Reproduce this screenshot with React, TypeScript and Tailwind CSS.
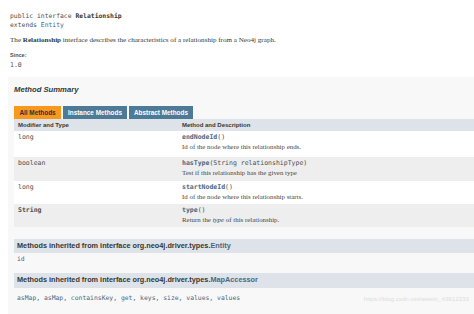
import React from "react";

const mono = "font-['DejaVu_Sans_Mono',monospace]";
const serif = "font-['Liberation_Serif',serif]";
const sans = "font-['Liberation_Sans',Arial,sans-serif]";

const ROWS = [
  { type: "long", name: "endNodeId", args: "()", desc: <>Id of the node where this relationship ends.</>, h: "h-[26px]", alt: false },
  {
    type: "boolean",
    name: "hasType",
    args: "(String relationshipType)",
    desc: <>Test if this relationship has the given type</>,
    h: "h-[24px]",
    alt: true,
  },
  { type: "long", name: "startNodeId", args: "()", desc: <>Id of the node where this relationship starts.</>, h: "h-[23px]", alt: false },
  {
    type: "String",
    name: "type",
    args: "()",
    desc: (
      <>
        Return the <i>type</i> of this relationship.
      </>
    ),
    h: "h-[23px]",
    alt: true,
    bold: true,
  },
];

export default function App() {
  return (
    <div className="w-[474px] h-[314px] overflow-hidden bg-white text-[#353833] relative">
      {/* class signature */}
      <div className="pl-[10px] pt-[12px]">
        <div className={`${mono} text-[6.4px] leading-[9px] text-[#4d4d4d]`}>
          public interface <b className="text-[#353833]">Relationship</b>
        </div>
        <div className={`${mono} text-[6.4px] leading-[9px] text-[#4d4d4d]`}>
          extends <span className="text-[#4a6782]">Entity</span>
        </div>
        <p className={`${serif} text-[7.1px] leading-[9px] mt-[6px]`}>
          The <b>Relationship</b> interface describes the characteristics of a relationship from a Neo4j graph.
        </p>
        <div className={`${sans} text-[5.5px] font-bold leading-[8px] mt-[6px] text-[#4d4d4d]`}>Since:</div>
        <div className={`${mono} text-[6.5px] leading-[9px] mt-[2px] text-[#4d4d4d]`}>1.0</div>
      </div>

      {/* summary block */}
      <div className="ml-[8px] mt-[7px] bg-[#f8f8f8] pl-[6px] pt-[8px] pb-[20px]">
        <div className={`${sans} italic font-bold text-[7.7px] leading-[10px] text-[#353833]`}>Method Summary</div>

        <div className={`flex gap-[2px] mt-[11px] ${sans} text-[6.4px] font-bold leading-[13px] text-white`}>
          <div className="bg-[#f8981d] w-[47px] text-center text-[#253441]">All Methods</div>
          <div className="bg-[#4d7a97] w-[64px] text-center">Instance Methods</div>
          <div className="bg-[#4d7a97] w-[64px] text-center">Abstract Methods</div>
        </div>

        <div className={`grid grid-cols-[168px_1fr] bg-[#dee3e9] h-[12px] items-center ${sans} text-[6px] font-bold text-[#353833]`}>
          <div className="pl-[4px]">Modifier and Type</div>
          <div>Method and Description</div>
        </div>
        {ROWS.map((r) => (
          <div key={r.name} className={`grid grid-cols-[168px_1fr] ${r.h} pt-[2px] ${r.alt ? "bg-[#eeeeef]" : "bg-white"}`}>
            <div className={`pl-[4px] ${mono} text-[6.5px] leading-[9px] text-[#4d4d4d] ${r.bold ? "font-bold" : ""}`}>
              {r.type}
            </div>
            <div>
              <div className={`${mono} text-[6.5px] leading-[9px] text-[#4d4d4d]`}>
                <b className="text-[#4a6782]">{r.name}</b>
                {r.args}
              </div>
              <div className={`${serif} text-[6.9px] leading-[9px] text-[#474747]`}>{r.desc}</div>
            </div>
          </div>
        ))}

        <div className={`mt-[12px] bg-[#dee3e9] h-[14px] flex items-center pl-[3px] ${sans} text-[7.3px] font-bold text-[#353833]`}>
          Methods inherited from interface org.neo4j.driver.types.<span className="text-[#4a6782]">Entity</span>
        </div>
        <div className={`pl-[3px] h-[20px] pt-[2px] ${mono} text-[6.4px] leading-[9px] text-[#4a6782]`}>id</div>

        <div className={`bg-[#dee3e9] h-[15px] flex items-center pl-[3px] ${sans} text-[7.3px] font-bold text-[#353833]`}>
          Methods inherited from interface org.neo4j.driver.types.<span className="text-[#4a6782]">MapAccessor</span>
        </div>
        <div className={`pl-[3px] pt-[6px] ${mono} text-[6.4px] leading-[9px] text-[#4a6782]`}>
          asMap, asMap, containsKey, get, keys, size, values, values
        </div>
      </div>

      {/* watermark */}
      <div className={`absolute right-[5px] bottom-[11px] ${sans} text-[6.2px] text-[#dcdcdc]`}>
        https://blog.csdn.net/weixin_43912233
      </div>
    </div>
  );
}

» **Exercise goal**:
Leave out the pictures and print every line of the data exactly.

» **Exercise output**:
Reproduce this screenshot with React, TypeScript and Tailwind CSS.
import React from "react";

const mono = "font-['DejaVu_Sans_Mono',monospace]";
const serif = "font-['Liberation_Serif',serif]";
const sans = "font-['Liberation_Sans',Arial,sans-serif]";

const ROWS = [
  { type: "long", name: "endNodeId", args: "()", desc: <>Id of the node where this relationship ends.</>, h: "h-[26px]", alt: false },
  {
    type: "boolean",
    name: "hasType",
    args: "(String relationshipType)",
    desc: <>Test if this relationship has the given type</>,
    h: "h-[24px]",
    alt: true,
  },
  { type: "long", name: "startNodeId", args: "()", desc: <>Id of the node where this relationship starts.</>, h: "h-[23px]", alt: false },
  {
    type: "String",
    name: "type",
    args: "()",
    desc: (
      <>
        Return the <i>type</i> of this relationship.
      </>
    ),
    h: "h-[23px]",
    alt: true,
    bold: true,
  },
];

export default function App() {
  return (
    <div className="w-[474px] h-[314px] overflow-hidden bg-white text-[#353833] relative">
      {/* class signature */}
      <div className="pl-[10px] pt-[12px]">
        <div className={`${mono} text-[6.4px] leading-[9px] text-[#4d4d4d]`}>
          public interface <b className="text-[#353833]">Relationship</b>
        </div>
        <div className={`${mono} text-[6.4px] leading-[9px] text-[#4d4d4d]`}>
          extends <span className="text-[#4a6782]">Entity</span>
        </div>
        <p className={`${serif} text-[7.1px] leading-[9px] mt-[6px]`}>
          The <b>Relationship</b> interface describes the characteristics of a relationship from a Neo4j graph.
        </p>
        <div className={`${sans} text-[5.5px] font-bold leading-[8px] mt-[6px] text-[#4d4d4d]`}>Since:</div>
        <div className={`${mono} text-[6.5px] leading-[9px] mt-[2px] text-[#4d4d4d]`}>1.0</div>
      </div>

      {/* summary block */}
      <div className="ml-[8px] mt-[7px] bg-[#f8f8f8] pl-[6px] pt-[8px] pb-[20px]">
        <div className={`${sans} italic font-bold text-[7.7px] leading-[10px] text-[#353833]`}>Method Summary</div>

        <div className={`flex gap-[2px] mt-[11px] ${sans} text-[6.4px] font-bold leading-[13px] text-white`}>
          <div className="bg-[#f8981d] w-[47px] text-center text-[#253441]">All Methods</div>
          <div className="bg-[#4d7a97] w-[64px] text-center">Instance Methods</div>
          <div className="bg-[#4d7a97] w-[64px] text-center">Abstract Methods</div>
        </div>

        <div className={`grid grid-cols-[168px_1fr] bg-[#dee3e9] h-[12px] items-center ${sans} text-[6px] font-bold text-[#353833]`}>
          <div className="pl-[4px]">Modifier and Type</div>
          <div>Method and Description</div>
        </div>
        {ROWS.map((r) => (
          <div key={r.name} className={`grid grid-cols-[168px_1fr] ${r.h} pt-[2px] ${r.alt ? "bg-[#eeeeef]" : "bg-white"}`}>
            <div className={`pl-[4px] ${mono} text-[6.5px] leading-[9px] text-[#4d4d4d] ${r.bold ? "font-bold" : ""}`}>
              {r.type}
            </div>
            <div>
              <div className={`${mono} text-[6.5px] leading-[9px] text-[#4d4d4d]`}>
                <b className="text-[#4a6782]">{r.name}</b>
                {r.args}
              </div>
              <div className={`${serif} text-[6.9px] leading-[9px] text-[#474747]`}>{r.desc}</div>
            </div>
          </div>
        ))}

        <div className={`mt-[12px] bg-[#dee3e9] h-[14px] flex items-center pl-[3px] ${sans} text-[7.3px] font-bold text-[#353833]`}>
          Methods inherited from interface org.neo4j.driver.types.<span className="text-[#4a6782]">Entity</span>
        </div>
        <div className={`pl-[3px] h-[20px] pt-[2px] ${mono} text-[6.4px] leading-[9px] text-[#4a6782]`}>id</div>

        <div className={`bg-[#dee3e9] h-[15px] flex items-center pl-[3px] ${sans} text-[7.3px] font-bold text-[#353833]`}>
          Methods inherited from interface org.neo4j.driver.types.<span className="text-[#4a6782]">MapAccessor</span>
        </div>
        <div className={`pl-[3px] pt-[6px] ${mono} text-[6.4px] leading-[9px] text-[#4a6782]`}>
          asMap, asMap, containsKey, get, keys, size, values, values
        </div>
      </div>

      {/* watermark */}
      <div className={`absolute right-[5px] bottom-[11px] ${sans} text-[6.2px] text-[#dcdcdc]`}>
        https://blog.csdn.net/weixin_43912233
      </div>
    </div>
  );
}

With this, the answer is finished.